Not only that but the aspects of these stories that we may not know, the small tasks, which arguably in comics are some of my favourite moments. I love that Ordway has paid tribute to these. As a parent myself, I can resonate fully in how they are feeling, constant worry, but also proudness. This is a beautiful story that explores The Death Of Superman from another viewpoint.
The artwork is great, this is a very emotional story and you can see the pain and worry on both of their faces throughout.

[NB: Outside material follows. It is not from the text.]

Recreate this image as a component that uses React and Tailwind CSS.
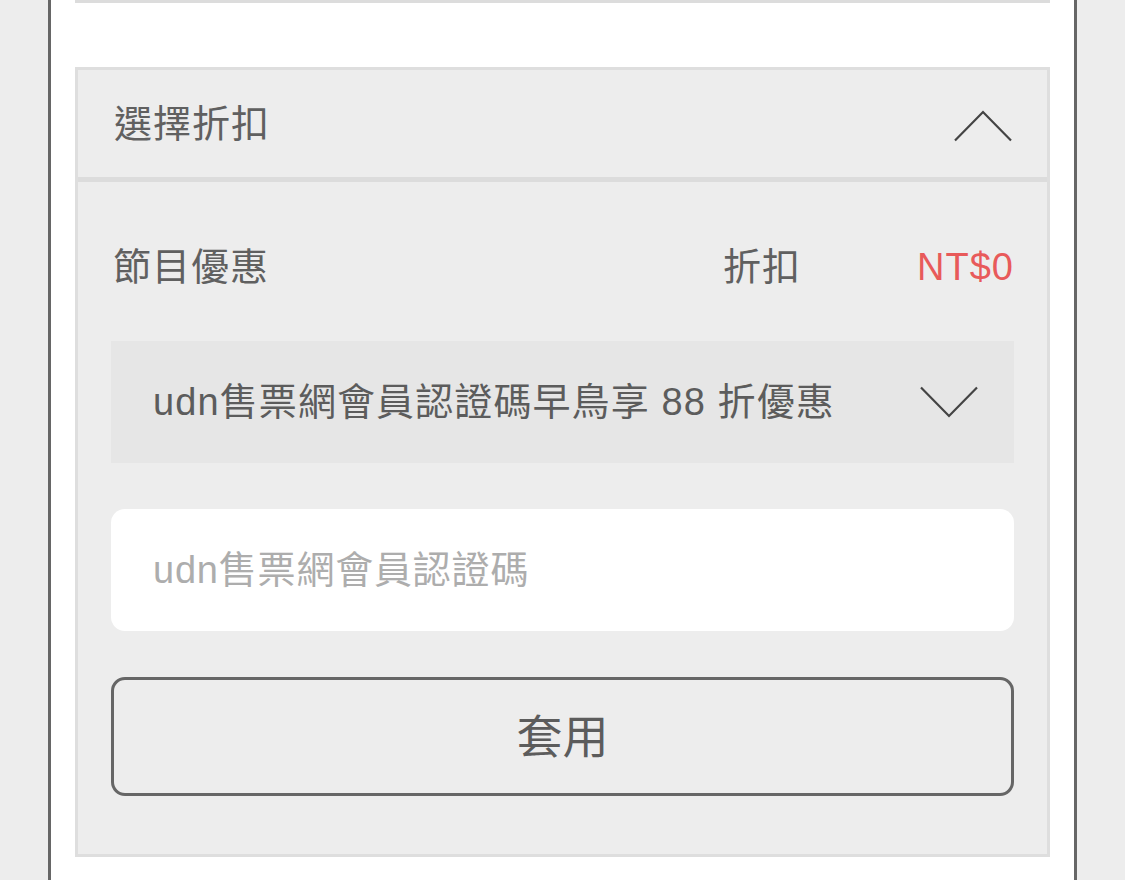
import React from 'react';

const font = { fontFamily: '"Liberation Sans", "Noto Sans CJK TC", sans-serif' };

const ChevronUp = () => (
  <svg width="60" height="32" viewBox="0 0 60 32" fill="none" className="shrink-0">
    <polyline points="2,30.5 30,2 58,30.5" stroke="#444" strokeWidth="2.2" />
  </svg>
);

const ChevronDown = () => (
  <svg width="60" height="32" viewBox="0 0 60 32" fill="none" className="shrink-0">
    <polyline points="2,1.5 30,30 58,1.5" stroke="#444" strokeWidth="2.2" />
  </svg>
);

const App = () => {
  return (
    <div className="min-h-screen bg-[#ededed] pl-[48px] pr-[48px]" style={font}>
      <div className="min-h-[880px] border-x-[3px] border-[#666] bg-white px-[24px]">
        {/* previous box edge */}
        <div className="h-[3px] bg-[#dcdcdc]" />

        <div className="mt-[64px] border-[3px] border-[#dedede] bg-[#ededed]">
          {/* header */}
          <div className="flex h-[107px] items-center justify-between pl-[36px] pr-[34px]">
            <span className="text-[38px] leading-none tracking-[1px] text-[#606060]">選擇折扣</span>
            <div className="pt-[4px]">
              <ChevronUp />
            </div>
          </div>
          <div className="h-[5px] bg-[#dcdcdc]" />

          {/* body */}
          <div className="px-[33px] pt-[60px] pb-[58px]">
            <div className="flex h-[50px] items-center text-[38px] leading-none tracking-[1px]">
              <span className="flex-1 pl-[2px] text-[#606060]">節目優惠</span>
              <span className="text-[#606060]">折扣</span>
              <span className="ml-[116px] text-[#e85a5a]">NT$0</span>
            </div>

            <div className="mt-[49px] flex h-[122px] items-center justify-between bg-[#e6e6e6] pl-[42px] pr-[35px]">
              <span className="text-[38px] leading-none tracking-[1.1px] text-[#5c5c5c]">
                udn售票網會員認證碼早鳥享 88 折優惠
              </span>
              <ChevronDown />
            </div>

            <div className="mt-[46px] flex h-[122px] items-center rounded-[14px] bg-white pl-[42px]">
              <span className="text-[38px] leading-none tracking-[0.8px] text-[#adadad]">udn售票網會員認證碼</span>
            </div>

            <button className="mt-[46px] flex h-[119px] w-full items-center justify-center rounded-[14px] border-[3px] border-[#666] text-[46px] leading-none text-[#5c5c5c]">
              套用
            </button>
          </div>
        </div>
      </div>
    </div>
  );
};

export default App;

The flashbacks of Superman taking on legendary villains is great too, and it seems that each flashback has an art style that pays homage to the original, it’s very well done and really transports you back to those iconic storylines.
The third story is titled ‘Standing Guard‘ and is written by Roger Stern, with art by Butch Guice, colours by Glenn Whitmore and letters by Rob Leigh.

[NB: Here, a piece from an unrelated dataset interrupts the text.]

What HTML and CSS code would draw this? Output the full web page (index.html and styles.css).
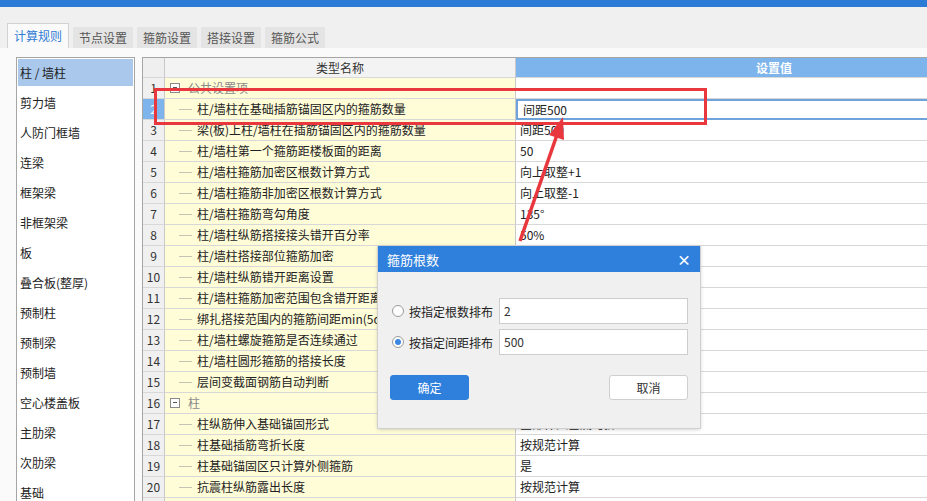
FILE: index.html
```html
<!DOCTYPE html>
<html lang="zh-CN">
<head>
<meta charset="utf-8">
<title>计算规则</title>
<link rel="stylesheet" href="styles.css">
</head>
<body>
<div class="topbar"></div>
<div class="tabs">
  <div class="tab active">计算规则</div>
  <div class="tab">节点设置</div>
  <div class="tab">箍筋设置</div>
  <div class="tab">搭接设置</div>
  <div class="tab">箍筋公式</div>
</div>
<div class="panel">
  <ul class="sidelist">
    <li class="selected">柱 / 墙柱</li>
    <li>剪力墙</li>
    <li>人防门框墙</li>
    <li>连梁</li>
    <li>框架梁</li>
    <li>非框架梁</li>
    <li>板</li>
    <li>叠合板(整厚)</li>
    <li>预制柱</li>
    <li>预制梁</li>
    <li>预制墙</li>
    <li>空心楼盖板</li>
    <li>主肋梁</li>
    <li>次肋梁</li>
    <li>基础</li>
  </ul>
  <div class="grid">
    <div class="row head">
      <div class="num"></div>
      <div class="name">类型名称</div>
      <div class="val">设置值</div>
    </div>
    <div class="row group">
      <div class="num">1</div>
      <div class="name"><span class="toggle"></span>公共设置项</div>
      <div class="val"></div>
    </div>
    <div class="row current">
      <div class="num">2</div>
      <div class="name"><span class="branch"></span>柱/墙柱在基础插筋锚固区内的箍筋数量</div>
      <div class="val">间距500</div>
    </div>
    <div class="row">
      <div class="num">3</div>
      <div class="name"><span class="branch"></span>梁(板)上柱/墙柱在插筋锚固区内的箍筋数量</div>
      <div class="val">间距500</div>
    </div>
    <div class="row">
      <div class="num">4</div>
      <div class="name"><span class="branch"></span>柱/墙柱第一个箍筋距楼板面的距离</div>
      <div class="val">50</div>
    </div>
    <div class="row">
      <div class="num">5</div>
      <div class="name"><span class="branch"></span>柱/墙柱箍筋加密区根数计算方式</div>
      <div class="val">向上取整+1</div>
    </div>
    <div class="row">
      <div class="num">6</div>
      <div class="name"><span class="branch"></span>柱/墙柱箍筋非加密区根数计算方式</div>
      <div class="val">向上取整-1</div>
    </div>
    <div class="row">
      <div class="num">7</div>
      <div class="name"><span class="branch"></span>柱/墙柱箍筋弯勾角度</div>
      <div class="val">135°</div>
    </div>
    <div class="row">
      <div class="num">8</div>
      <div class="name"><span class="branch"></span>柱/墙柱纵筋搭接接头错开百分率</div>
      <div class="val">50%</div>
    </div>
    <div class="row">
      <div class="num">9</div>
      <div class="name"><span class="branch"></span>柱/墙柱搭接部位箍筋加密</div>
      <div class="val"></div>
    </div>
    <div class="row">
      <div class="num">10</div>
      <div class="name"><span class="branch"></span>柱/墙柱纵筋错开距离设置</div>
      <div class="val"></div>
    </div>
    <div class="row">
      <div class="num">11</div>
      <div class="name"><span class="branch"></span>柱/墙柱箍筋加密范围包含错开距离</div>
      <div class="val"></div>
    </div>
    <div class="row">
      <div class="num">12</div>
      <div class="name"><span class="branch"></span>绑扎搭接范围内的箍筋间距min(5d,100)</div>
      <div class="val"></div>
    </div>
    <div class="row">
      <div class="num">13</div>
      <div class="name"><span class="branch"></span>柱/墙柱螺旋箍筋是否连续通过</div>
      <div class="val"></div>
    </div>
    <div class="row">
      <div class="num">14</div>
      <div class="name"><span class="branch"></span>柱/墙柱圆形箍筋的搭接长度</div>
      <div class="val"></div>
    </div>
    <div class="row">
      <div class="num">15</div>
      <div class="name"><span class="branch"></span>层间变截面钢筋自动判断</div>
      <div class="val"></div>
    </div>
    <div class="row group">
      <div class="num">16</div>
      <div class="name"><span class="toggle"></span>柱</div>
      <div class="val"></div>
    </div>
    <div class="row">
      <div class="num">17</div>
      <div class="name"><span class="branch"></span>柱纵筋伸入基础锚固形式</div>
      <div class="val">全部伸入基底弯折</div>
    </div>
    <div class="row">
      <div class="num">18</div>
      <div class="name"><span class="branch"></span>柱基础插筋弯折长度</div>
      <div class="val">按规范计算</div>
    </div>
    <div class="row">
      <div class="num">19</div>
      <div class="name"><span class="branch"></span>柱基础锚固区只计算外侧箍筋</div>
      <div class="val">是</div>
    </div>
    <div class="row">
      <div class="num">20</div>
      <div class="name"><span class="branch"></span>抗震柱纵筋露出长度</div>
      <div class="val">按规范计算</div>
    </div>
    <div class="row">
      <div class="num"></div>
      <div class="name"></div>
      <div class="val"></div>
    </div>
  </div>
</div>

<div class="annot-box"></div>
<svg class="annot-arrow" width="927" height="501" viewBox="0 0 927 501">
  <line x1="520" y1="241" x2="558" y2="132" stroke="#e8383d" stroke-width="3.5"/>
  <polygon points="563,117 549,135 564,140" fill="#e8383d"/>
</svg>

<div class="dialog">
  <div class="dlg-title"><span>箍筋根数</span><span class="close">×</span></div>
  <div class="dlg-body">
    <div class="opt">
      <span class="radio"></span>
      <span class="opt-label">按指定根数排布</span>
      <span class="field">2</span>
    </div>
    <div class="opt">
      <span class="radio checked"></span>
      <span class="opt-label">按指定间距排布</span>
      <span class="field">500</span>
    </div>
    <div class="btns">
      <span class="btn primary">确定</span>
      <span class="btn">取消</span>
    </div>
  </div>
</div>
</body>
</html>
```

FILE: styles.css
```css
* { box-sizing: border-box; }

body {
  margin: 0;
  width: 927px;
  height: 501px;
  overflow: hidden;
  position: relative;
  background: #f0f0f0;
  font-family: "Noto Sans CJK SC", "Microsoft YaHei", sans-serif;
  font-size: 12px;
  color: #222;
}

.topbar {
  height: 7px;
  background: #2b7bd7;
}

.tabs {
  display: flex;
  align-items: flex-end;
  gap: 4px;
  height: 41px;
  padding: 0 0 0 7px;
}

.tab {
  height: 21px;
  line-height: 21px;
  padding: 0 6px;
  background: #e4e4e4;
  color: #555;
  white-space: nowrap;
}

.tab.active {
  height: 25px;
  line-height: 24px;
  background: #fafafa;
  color: #2f7bd4;
  border: 1px solid #d2d2d2;
  border-bottom: none;
}

.panel {
  display: flex;
  gap: 7px;
  height: 453px;
  padding: 9px 0 0 16px;
  background: #fafafa;
}

.sidelist {
  flex: none;
  width: 119px;
  height: 460px;
  margin: 0;
  padding: 1px;
  list-style: none;
  background: #fff;
  border: 1px solid #a6a6a6;
}

.sidelist li {
  height: 27px;
  line-height: 27px;
  margin-bottom: 3px;
  padding-left: 2px;
  color: #222;
  white-space: nowrap;
}

.sidelist li.selected {
  background: #a9c8ec;
}

.grid {
  flex: 1;
  overflow: hidden;
  border-left: 1px solid #a6a6a6;
  border-top: 1px solid #a6a6a6;
  background: #fff;
}

.row {
  display: grid;
  grid-template-columns: 22px 351px 516px;
  height: 21px;
  line-height: 20px;
  white-space: nowrap;
}

.row > div {
  border-bottom: 1px solid #d8d8d8;
  overflow: hidden;
}

.num {
  background: #f0f0f0;
  border-right: 1px solid #c9c9c9;
  text-align: center;
  color: #333;
}

.name {
  background: #fffcd8;
  border-right: 1px solid #c9c9c9;
  display: flex;
  align-items: center;
}

.val {
  padding-left: 4px;
  background: #fff;
}

.row.head {
  height: 20px;
  line-height: 19px;
}

.row.head .name {
  background: #f3f3f3;
  justify-content: center;
  color: #333;
}

.row.head .val {
  background: #7db4ec;
  color: #fff;
  text-align: center;
  font-weight: bold;
  padding-left: 0;
}

.row.head .num {
  background: #efefef;
}

.branch {
  display: inline-block;
  width: 13px;
  margin: 0 5px 0 14px;
  border-top: 1px solid #c4c4b4;
}

.toggle {
  position: relative;
  display: inline-block;
  width: 10px;
  height: 10px;
  margin: 0 8px 0 5px;
  border: 1px solid #8a8a8a;
  background: #fff;
}

.toggle::after {
  content: "";
  position: absolute;
  left: 2px;
  top: 3px;
  width: 4px;
  border-top: 1px solid #555;
}

.row.group .name {
  color: #8a8a8a;
}

.row.current .num {
  background: #7db4ec;
  color: #fff;
}

.row.current .val {
  border: 2px solid #6ea3dc;
  padding-left: 5px;
  line-height: 17px;
}

.annot-box {
  position: absolute;
  left: 154px;
  top: 88px;
  width: 553px;
  height: 37px;
  border: 3px solid #e8383d;
}

.annot-arrow {
  position: absolute;
  left: 0;
  top: 0;
  pointer-events: none;
}

.dialog {
  position: absolute;
  left: 378px;
  top: 246px;
  width: 322px;
  height: 182px;
  background: #f0f0f0;
  box-shadow: 0 0 0 1px #d0d0d0, 0 1px 4px rgba(0, 0, 0, 0.25);
}

.dlg-title {
  height: 26px;
  display: flex;
  align-items: center;
  justify-content: space-between;
  padding: 0 9px 0 9px;
  background: #2f80dc;
  color: #fff;
  font-size: 13px;
}

.close {
  font-size: 14px;
  font-weight: bold;
  line-height: 1;
}

.dlg-body {
  padding: 26px 12px 0 14px;
}

.opt {
  display: flex;
  align-items: center;
  height: 26px;
  margin-bottom: 5px;
}

.radio {
  flex: none;
  width: 12px;
  height: 12px;
  margin-right: 5px;
  border-radius: 50%;
  border: 1px solid #9a9a9a;
  background: #fff;
  position: relative;
}

.radio.checked::after {
  content: "";
  position: absolute;
  left: 2px;
  top: 2px;
  width: 6px;
  height: 6px;
  border-radius: 50%;
  background: #3a87e0;
}

.opt-label {
  width: 90px;
  flex: none;
  color: #222;
  white-space: nowrap;
}

.field {
  flex: 1;
  height: 26px;
  line-height: 24px;
  padding-left: 4px;
  background: #fff;
  border: 1px solid #cdcdcd;
  color: #333;
}

.btns {
  display: flex;
  justify-content: space-between;
  margin: 20px 0 0 -2px;
}

.btn {
  width: 79px;
  height: 25px;
  line-height: 23px;
  text-align: center;
  border-radius: 3px;
  background: #fff;
  border: 1px solid #cfcfcf;
  color: #333;
}

.btn.primary {
  background: #2f80dc;
  border-color: #2f80dc;
  color: #fff;
}
```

It follows James Harper AKA Guardian as he oversees the fight between Superman and Doomsday from CADMUS. He rushes to check in on Superman and it isn’t until that point that he realises how big of a threat Doomsday is. He seeks help, but when he returns it’s too late and instead a new mission emerges as he has to protect Doomsday’s body.
This was another great retelling of the Death Of Superman and a great look into the events that occurred just after his death. I love Guardians bond with Superman, he feels he owes him a debt and is willing to do anything in his power to help and that level of respect is reciprocated.

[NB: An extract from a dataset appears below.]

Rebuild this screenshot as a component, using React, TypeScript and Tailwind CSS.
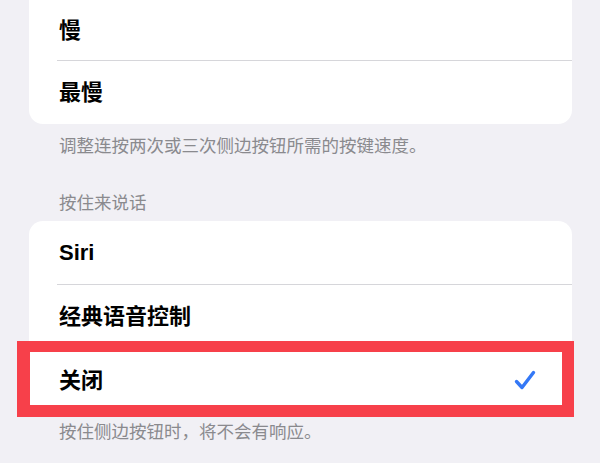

The artwork is again great, all of the stories so far have 90s vibes to them, and this one is no exception. I love how each of these artists have put their stamp on the iconic scenes of Superman fighting Doomsday, though each seem very familiar they have perfectly managed to incorporate their style in it.
The fourth and final story is titled ‘Time‘ and is written by Louise Simonson, art by Jon Bogdanove, colours by Glenn Whitmore and letters by Rob Leigh.
It follows John Henry Irons as he frantically tries to make his way to the fight to help Superman. He owes him a debt and he isn’t about to let that go to waste. Though he aims to help Superman with Doomsday, he takes on his other duties instead – saving people. This is before he becomes Steel and his adrenaline fuelled intensions help him to overcome the biggest of challenges, moving huge barricades and shielding pain and wounds.
This story is another example of why Steel is such a great character, even before he took on that name and seeing him cheered on and supported by the strangers he helped was great. Though time is against him, he still continues to take on those duties without hesitation, that, to me is a hero. The artwork again is very 90s style and it’s great, we really see the determination on his facial expressions and the action sequences show the effort he is putting into these saves.
The Death Of Superman: 30th Anniversary Special #1 is the perfect expansion to an iconic storyline. At first I was skeptical about having new stories added to it, but I have to say it is expertly done and I loved every moment of it. I genuinely read the first story so fast, I couldn’t turn the pages quick enough.